=== What to work on ===
Write every line out verbatim and omit the pictures.

=== Data shown ===
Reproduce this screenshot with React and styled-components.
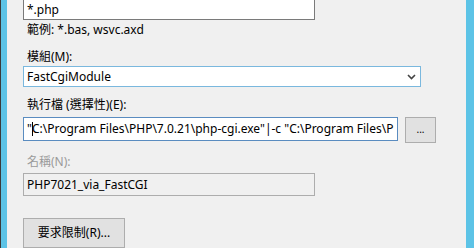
import React from "react";
import styled, { createGlobalStyle } from "styled-components";

const GlobalStyle = createGlobalStyle`
  html, body {
    margin: 0;
    padding: 0;
    width: 474px;
    height: 248px;
    overflow: hidden;
    background: #f0f0f0;
  }
  body {
    font-family: "Noto Sans", "Noto Sans CJK TC", sans-serif;
    font-size: 12px;
    color: #000;
  }
`;

const Frame = styled.div`
  display: flex;
  width: 474px;
  height: 248px;
  overflow: hidden;
`;

const LeftEdge = styled.div`
  width: 6px;
  flex: none;
  background: #5cc3e6;
  border-left: 1px solid #3a3a3a;
`;

const RightEdge = styled.div`
  width: 8px;
  flex: none;
  background: #5cc3e6;
`;

const Panel = styled.div`
  flex: 1;
  display: flex;
  flex-direction: column;
  align-items: flex-start;
  padding-left: 16px;
  background: #f0f0f0;
`;

const TextBox = styled.div`
  box-sizing: border-box;
  width: ${(p) => p.$width}px;
  height: ${(p) => p.$height || 24}px;
  margin-top: ${(p) => p.$top || 0}px;
  padding: 0 3px;
  display: flex;
  align-items: center;
  white-space: nowrap;
  overflow: hidden;
  background: ${(p) => (p.$disabled ? "#f0f0f0" : "#fff")};
  border: 1px solid ${(p) => p.$border || "#7a7a7a"};
  line-height: 16px;
`;

const Label = styled.div`
  margin-top: ${(p) => p.$top || 0}px;
  padding-left: 4px;
  line-height: 16px;
  color: ${(p) => (p.$disabled ? "#9a9a9a" : "#000")};
`;

const Chevron = styled.svg`
  margin-left: auto;
  margin-right: 1px;
  flex: none;
`;

const Row = styled.div`
  display: flex;
  align-items: flex-start;
  gap: 7px;
  margin-top: ${(p) => p.$top || 0}px;
`;

const Caret = styled.span`
  display: inline-block;
  width: 1px;
  height: 14px;
  background: #000;
  vertical-align: middle;
  margin: 0 -1px 0 0;
`;

const Button = styled.div`
  box-sizing: border-box;
  width: ${(p) => p.$width}px;
  height: ${(p) => p.$height}px;
  margin-top: ${(p) => p.$top || 0}px;
  display: flex;
  align-items: ${(p) => (p.$dots ? "flex-end" : "center")};
  justify-content: center;
  padding-bottom: ${(p) => (p.$dots ? 5 : 0)}px;
  background: #e1e1e1;
  border: 1px solid #adadad;
  line-height: 16px;
  font-size: ${(p) => (p.$dots ? 10 : 12)}px;
  flex: none;
`;

export default function App() {
  return (
    <>
      <GlobalStyle />
      <Frame>
        <LeftEdge />
        <Panel>
          <TextBox $width={292} $top={-1}>*.php</TextBox>
          <Label $top={2}>範例: *.bas, wsvc.axd</Label>
          <Label $top={11}>模組(M):</Label>
          <TextBox $width={398} $height={24} $top={1} $border="#7ab8de">
            FastCgiModule
            <Chevron width="9" height="6" viewBox="0 0 9 6">
              <path d="M1 1 L4.5 4.5 L8 1" fill="none" stroke="#444" strokeWidth="1.6" />
            </Chevron>
          </TextBox>
          <Label $top={10}>執行檔 (選擇性)(E):</Label>
          <Row $top={4}>
            <TextBox $width={375} $height={24} $border="#5a8cc0">
              "<Caret />C:\Program Files\PHP\7.0.21\php-cgi.exe"|-c "C:\Program Files\P
            </TextBox>
            <Button $width={31} $height={26} $dots>...</Button>
          </Row>
          <Label $top={11} $disabled>名稱(N):</Label>
          <TextBox $width={292} $height={26} $top={3} $disabled $border="#adadad">
            PHP7021_via_FastCGI
          </TextBox>
          <Button $width={102} $height={30} $top={22}>要求限制(R)...</Button>
        </Panel>
        <RightEdge />
      </Frame>
    </>
  );
}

=== Solution for this task ===
Reproduce this screenshot with React and styled-components.
import React from "react";
import styled, { createGlobalStyle } from "styled-components";

const GlobalStyle = createGlobalStyle`
  html, body {
    margin: 0;
    padding: 0;
    width: 474px;
    height: 248px;
    overflow: hidden;
    background: #f0f0f0;
  }
  body {
    font-family: "Noto Sans", "Noto Sans CJK TC", sans-serif;
    font-size: 12px;
    color: #000;
  }
`;

const Frame = styled.div`
  display: flex;
  width: 474px;
  height: 248px;
  overflow: hidden;
`;

const LeftEdge = styled.div`
  width: 6px;
  flex: none;
  background: #5cc3e6;
  border-left: 1px solid #3a3a3a;
`;

const RightEdge = styled.div`
  width: 8px;
  flex: none;
  background: #5cc3e6;
`;

const Panel = styled.div`
  flex: 1;
  display: flex;
  flex-direction: column;
  align-items: flex-start;
  padding-left: 16px;
  background: #f0f0f0;
`;

const TextBox = styled.div`
  box-sizing: border-box;
  width: ${(p) => p.$width}px;
  height: ${(p) => p.$height || 24}px;
  margin-top: ${(p) => p.$top || 0}px;
  padding: 0 3px;
  display: flex;
  align-items: center;
  white-space: nowrap;
  overflow: hidden;
  background: ${(p) => (p.$disabled ? "#f0f0f0" : "#fff")};
  border: 1px solid ${(p) => p.$border || "#7a7a7a"};
  line-height: 16px;
`;

const Label = styled.div`
  margin-top: ${(p) => p.$top || 0}px;
  padding-left: 4px;
  line-height: 16px;
  color: ${(p) => (p.$disabled ? "#9a9a9a" : "#000")};
`;

const Chevron = styled.svg`
  margin-left: auto;
  margin-right: 1px;
  flex: none;
`;

const Row = styled.div`
  display: flex;
  align-items: flex-start;
  gap: 7px;
  margin-top: ${(p) => p.$top || 0}px;
`;

const Caret = styled.span`
  display: inline-block;
  width: 1px;
  height: 14px;
  background: #000;
  vertical-align: middle;
  margin: 0 -1px 0 0;
`;

const Button = styled.div`
  box-sizing: border-box;
  width: ${(p) => p.$width}px;
  height: ${(p) => p.$height}px;
  margin-top: ${(p) => p.$top || 0}px;
  display: flex;
  align-items: ${(p) => (p.$dots ? "flex-end" : "center")};
  justify-content: center;
  padding-bottom: ${(p) => (p.$dots ? 5 : 0)}px;
  background: #e1e1e1;
  border: 1px solid #adadad;
  line-height: 16px;
  font-size: ${(p) => (p.$dots ? 10 : 12)}px;
  flex: none;
`;

export default function App() {
  return (
    <>
      <GlobalStyle />
      <Frame>
        <LeftEdge />
        <Panel>
          <TextBox $width={292} $top={-1}>*.php</TextBox>
          <Label $top={2}>範例: *.bas, wsvc.axd</Label>
          <Label $top={11}>模組(M):</Label>
          <TextBox $width={398} $height={24} $top={1} $border="#7ab8de">
            FastCgiModule
            <Chevron width="9" height="6" viewBox="0 0 9 6">
              <path d="M1 1 L4.5 4.5 L8 1" fill="none" stroke="#444" strokeWidth="1.6" />
            </Chevron>
          </TextBox>
          <Label $top={10}>執行檔 (選擇性)(E):</Label>
          <Row $top={4}>
            <TextBox $width={375} $height={24} $border="#5a8cc0">
              "<Caret />C:\Program Files\PHP\7.0.21\php-cgi.exe"|-c "C:\Program Files\P
            </TextBox>
            <Button $width={31} $height={26} $dots>...</Button>
          </Row>
          <Label $top={11} $disabled>名稱(N):</Label>
          <TextBox $width={292} $height={26} $top={3} $disabled $border="#adadad">
            PHP7021_via_FastCGI
          </TextBox>
          <Button $width={102} $height={30} $top={22}>要求限制(R)...</Button>
        </Panel>
        <RightEdge />
      </Frame>
    </>
  );
}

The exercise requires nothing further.